The archaeological record confirms the prosperity that followed. Cities like Apamea in Syria, Ephesus in Asia, and Nicomedia in Bithynia saw an upsurge in public building, often funded by local grandees eager to display their Roman connections. Road networks, some begun under Pompey’s orders, facilitated the movement of legions and merchants alike, permanently enmeshing the interior with coastal ports. The famed Roman East became the most urbanized and economically dynamic sector of the empire, a region that would later sustain Byzantium for a thousand years after the western provinces fell. All this flowed, in large measure, from the decisions taken by Pompey in a few whirlwind years.

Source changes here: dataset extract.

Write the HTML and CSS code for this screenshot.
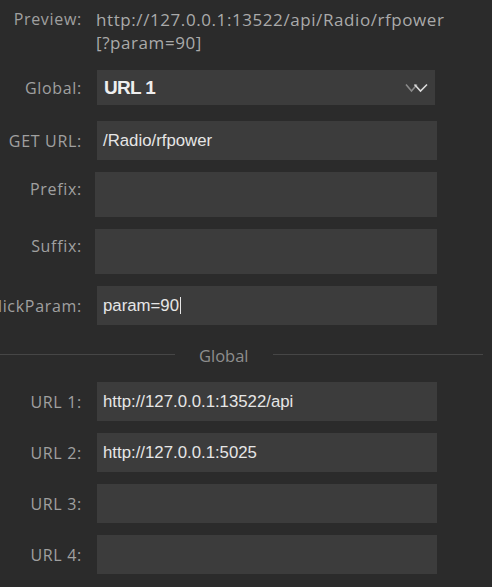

The legacy of Pompey's eastern settlement can also be traced in the administrative structures of the later Byzantine Empire. The provinces of Syria, Cilicia, and Pontus, with their well-defined boundaries and established systems of taxation, provided the framework for the late Roman and Byzantine administrative divisions known as themes. The client kingdoms that Pompey established, gradually absorbed into direct rule over the centuries, left a lasting imprint on the political geography of the Near East. The cities he founded or refounded, such as Pompeiopolis in Cilicia and Neapolis in Palestine, continued to thrive under Roman and Byzantine rule, serving as centers of commerce, culture, and administration. Even the fortifications that Pompey built along the Euphrates frontier remained in use for centuries, guarding the eastern approaches to the Roman world against Persian and later Arab incursions.

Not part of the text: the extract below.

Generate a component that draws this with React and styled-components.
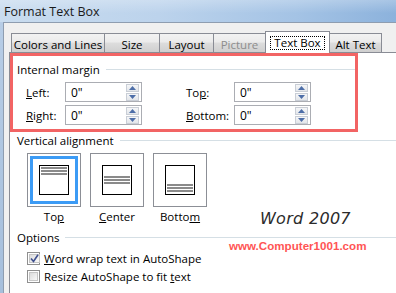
import styled, { createGlobalStyle } from "styled-components";

const GlobalStyle = createGlobalStyle`
  html, body {
    margin: 0;
    padding: 0;
    background: #f0f0f0;
  }
  * { box-sizing: border-box; }
`

const Window = styled.div`
  width: 396px;
  height: 293px;
  overflow: hidden;
  display: flex;
  flex-direction: column;
  font-family: "Open Sans", "Noto Sans", sans-serif;
  font-size: 11.5px;
  color: #000;
  background: #f0f0f0;
`

const TitleBar = styled.div`
  height: 22px;
  flex: none;
  padding-left: 4px;
  display: flex;
  align-items: center;
  font-size: 12.5px;
  color: #1a1a1a;
  background:
    linear-gradient(to bottom, rgba(255,255,255,0.25), rgba(255,255,255,0) 60%),
    linear-gradient(to right, #c9dcef 0%, #bcd3ec 40%, #a4c3e5 75%, #8cb2dc 100%);
`

const Frame = styled.div`
  flex: 1;
  display: flex;
  background: linear-gradient(to bottom, #b7cde6, #a6bfdc);
`

const Body = styled.div`
  flex: 1;
  margin-left: 3px;
  border-left: 1px solid #8e9db0;
  border-top: 1px solid #8e9db0;
  background: #f0f0f0;
  display: flex;
  flex-direction: column;
  padding-top: 8px;
`

const TabStrip = styled.div`
  display: flex;
  align-items: flex-end;
  padding-left: 7px;
  height: 22px;
  margin-bottom: -1px;
  position: relative;
  z-index: 1;
`

const Tab = styled.div`
  width: ${(p) => p.w}px;
  height: ${(p) => (p.active ? 22 : 19)}px;
  margin-left: -1px;
  margin-bottom: ${(p) => (p.active ? 0 : 1)}px;
  border: 1px solid #898c95;
  border-bottom: none;
  display: flex;
  align-items: center;
  justify-content: center;
  padding-top: ${(p) => (p.active ? 0 : 3)}px;
  color: ${(p) => (p.disabled ? "#8d8d8d" : "#000")};
  background: ${(p) =>
    p.active ? "#fff" : "linear-gradient(to bottom, #f2f2f2 0%, #ebebeb 45%, #dddddd 50%, #cfcfcf 100%)"};
  white-space: nowrap;
  &:first-child { margin-left: 0; }
`

const Focus = styled.span`
  border: 1px dotted #000;
  padding: 0 3px;
  line-height: 12px;
  margin-top: 1px;
`

const Panel = styled.div`
  flex: 1;
  margin-left: 5px;
  background: #fff;
  border-top: 1px solid #898c95;
  border-left: 1px solid #898c95;
  position: relative;
`

const Highlight = styled.div`
  width: 348px;
  border: 3px solid #f26464;
  padding: 5px 0 4px 4px;
`

const GroupHeader = styled.div`
  display: flex;
  align-items: center;
  height: 16px;
  &::after {
    content: "";
    flex: 1;
    height: 1px;
    margin-left: 6px;
    background: #d5dfe5;
  }
`

const MarginGrid = styled.div`
  margin-top: 5px;
  margin-left: 9px;
  display: grid;
  grid-template-columns: 39px 77px 44px 48px 77px;
  grid-auto-rows: 20px;
  row-gap: 3px;
  align-items: center;
`

const Label = styled.span`
  white-space: nowrap;
  u { text-decoration: underline; text-underline-offset: 1px; }
`

const Spin = styled.div`
  height: 20px;
  border: 1px solid #abadb3;
  background: #fff;
  display: flex;
  align-items: center;
  justify-content: space-between;
  padding: 0 2px 0 5px;
  font-size: 12px;
`

const SpinButtons = styled.div`
  display: flex;
  flex-direction: column;
  gap: 1px;
`

const SpinBtn = styled.div`
  width: 13px;
  height: 8px;
  border: 1px solid #c9ced6;
  background: linear-gradient(to bottom, #f5f6f8, #e3e6ea);
  display: flex;
  align-items: center;
  justify-content: center;
`

const Section = styled.div`
  padding-left: 7px;
`

const AlignRow = styled.div`
  display: flex;
  gap: 9px;
  margin-top: 5px;
  margin-left: 10px;
`

const AlignItem = styled.div`
  width: 54px;
  display: flex;
  flex-direction: column;
  align-items: center;
`

const AlignBtn = styled.div`
  width: 54px;
  height: 54px;
  border: 1px solid #8c8f96;
  padding: 2px;
  background: #fff;
  display: flex;
`

const AlignInner = styled.div`
  flex: 1;
  border: 3px solid ${(p) => (p.selected ? "#3c9bf5" : "transparent")};
  display: flex;
  align-items: center;
  justify-content: center;
`

const Page = styled.div`
  width: 30px;
  height: 30px;
  border: 1px solid #000;
  display: flex;
  flex-direction: column;
  justify-content: ${(p) => p.justify};
  padding: 1px 1px 2px;
  background: #fff;
`

const Lines = styled.div`
  height: 8px;
  background: repeating-linear-gradient(
    to bottom,
    #8a8a8a 0px,
    #8a8a8a 2px,
    #fff 2px,
    #fff 3px
  );
`

const AlignLabel = styled.div`
  margin-top: 2px;
  height: 16px;
  line-height: 16px;
`

const OptionsHeader = styled(GroupHeader)`
  margin-top: 4px;
`

const CheckRow = styled.div`
  display: flex;
  align-items: center;
  gap: 4px;
  height: 18px;
  margin-left: 10px;
`

const CheckList = styled.div`
  margin-top: 4px;
`

const Box = styled.div`
  width: 13px;
  height: 13px;
  border: 1px solid #8f8f8f;
  padding: 1px;
  background: #fff;
  display: flex;
`

const BoxFill = styled.div`
  flex: 1;
  border: 1px solid #c6c6c6;
  background: linear-gradient(135deg, #dcdcdc, #fafafa);
  display: flex;
  align-items: center;
  justify-content: center;
`

const Annotation = styled.div`
  position: absolute;
  left: ${(p) => p.x}px;
  top: ${(p) => p.y}px;
  white-space: nowrap;
`

const WordMark = styled(Annotation)`
  font-family: "DejaVu Sans", sans-serif;
  font-style: oblique;
  font-size: 16px;
  color: #2b2b2b;
  letter-spacing: 0.3px;
`

const Url = styled(Annotation)`
  font-family: "Liberation Sans", Arial, sans-serif;
  font-weight: bold;
  font-size: 11.6px;
  color: #ff5555;
`

const Arrow = ({ up }) => (
  <svg width="7" height="4" viewBox="0 0 7 4">
    <path d={up ? "M0 4 L3.5 0 L7 4 Z" : "M0 0 L3.5 4 L7 0 Z"} fill="#4d6ea8" />
  </svg>
)

const SpinBox = () => (
  <Spin>
    <span>0"</span>
    <SpinButtons>
      <SpinBtn><Arrow up /></SpinBtn>
      <SpinBtn><Arrow /></SpinBtn>
    </SpinButtons>
  </Spin>
)

const Check = ({ checked }) => (
  <Box>
    <BoxFill>
      {checked && (
        <svg width="9" height="9" viewBox="0 0 9 9">
          <path d="M1 4.5 L3.5 7.5 L8 0.8" stroke="#3e4f8e" strokeWidth="1.6" fill="none" />
        </svg>
      )}
    </BoxFill>
  </Box>
)

const tabs = [
  { label: "Colors and Lines", w: 94 },
  { label: "Size", w: 56 },
  { label: "Layout", w: 55 },
  { label: "Picture", w: 53, disabled: true },
  { label: "Text Box", w: 65, active: true },
  { label: "Alt Text", w: 53 },
]

const aligns = [
  { label: <>To<u>p</u></>, justify: "flex-start", selected: true },
  { label: <><u>C</u>enter</>, justify: "center" },
  { label: <>Botto<u>m</u></>, justify: "flex-end" },
]

function App() {
  return (
    <Window>
      <GlobalStyle />
      <TitleBar>Format Text Box</TitleBar>
      <Frame>
        <Body>
          <TabStrip>
            {tabs.map((t) => (
              <Tab key={t.label} w={t.w} active={t.active} disabled={t.disabled}>
                {t.active ? <Focus>{t.label}</Focus> : t.label}
              </Tab>
            ))}
          </TabStrip>
          <Panel>
            <Highlight>
              <GroupHeader>Internal margin</GroupHeader>
              <MarginGrid>
                <Label><u>L</u>eft:</Label>
                <SpinBox />
                <span />
                <Label>To<u>p</u>:</Label>
                <SpinBox />
                <Label><u>R</u>ight:</Label>
                <SpinBox />
                <span />
                <Label><u>B</u>ottom:</Label>
                <SpinBox />
              </MarginGrid>
            </Highlight>

            <Section>
              <GroupHeader>Vertical alignment</GroupHeader>
              <AlignRow>
                {aligns.map((a, i) => (
                  <AlignItem key={i}>
                    <AlignBtn>
                      <AlignInner selected={a.selected}>
                        <Page justify={a.justify}>
                          <Lines />
                        </Page>
                      </AlignInner>
                    </AlignBtn>
                    <AlignLabel><Label>{a.label}</Label></AlignLabel>
                  </AlignItem>
                ))}
              </AlignRow>

              <OptionsHeader>Options</OptionsHeader>
              <CheckList>
                <CheckRow>
                  <Check checked />
                  <Label><u>W</u>ord wrap text in AutoShape</Label>
                </CheckRow>
                <CheckRow>
                  <Check />
                  <Label>Resize AutoShape to fit <u>t</u>ext</Label>
                </CheckRow>
              </CheckList>
            </Section>

            <WordMark x={250} y={156}>Word 2007</WordMark>
            <Url x={219} y={186}>www.Computer1001.com</Url>
          </Panel>
        </Body>
      </Frame>
    </Window>
  );
}

export default App;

For further reading on Pompey's eastern campaigns and their impact on the Roman Empire, see the relevant sections in Plutarch's Life of Pompey, which provides a vivid contemporary account of the campaigns and their political context. Also consult World History Encyclopedia's entry on Pompey the Great, which synthesizes modern scholarship on his military and administrative achievements.
Conclusion: A New Model of Influence
Pompey’s military campaigns between 66 and 63 BCE extended Roman influence in the east not merely by conquest but through a shrewd combination of force, diplomacy, and administrative innovation. He eliminated Mithridates VI, the last Hellenistic ruler capable of threatening Rome’s hold on Asia Minor. He subjugated Armenia, annexed Syria, pacified Judaea, and tamed the Cilician pirates. More importantly, he crafted a layered system of provinces, client kingdoms, and free cities that allowed Rome to project power without overextending its military resources. This model of indirect rule became a hallmark of Roman imperialism, influencing how later generals and emperors approached Britain, the Danube, and the African frontiers. Pompey’s extraordinary eastern command demonstrated that a single talented individual could reshape the world, a lesson not lost on his contemporaries—and one that ultimately hastened the Republic’s transformation into an empire. By the time he celebrated his unprecedented third triumph, the Roman people could truly claim that the Mediterranean was mare nostrum—our sea—and the eastern half of it stood under the unmistakable shadow of the Roman eagle.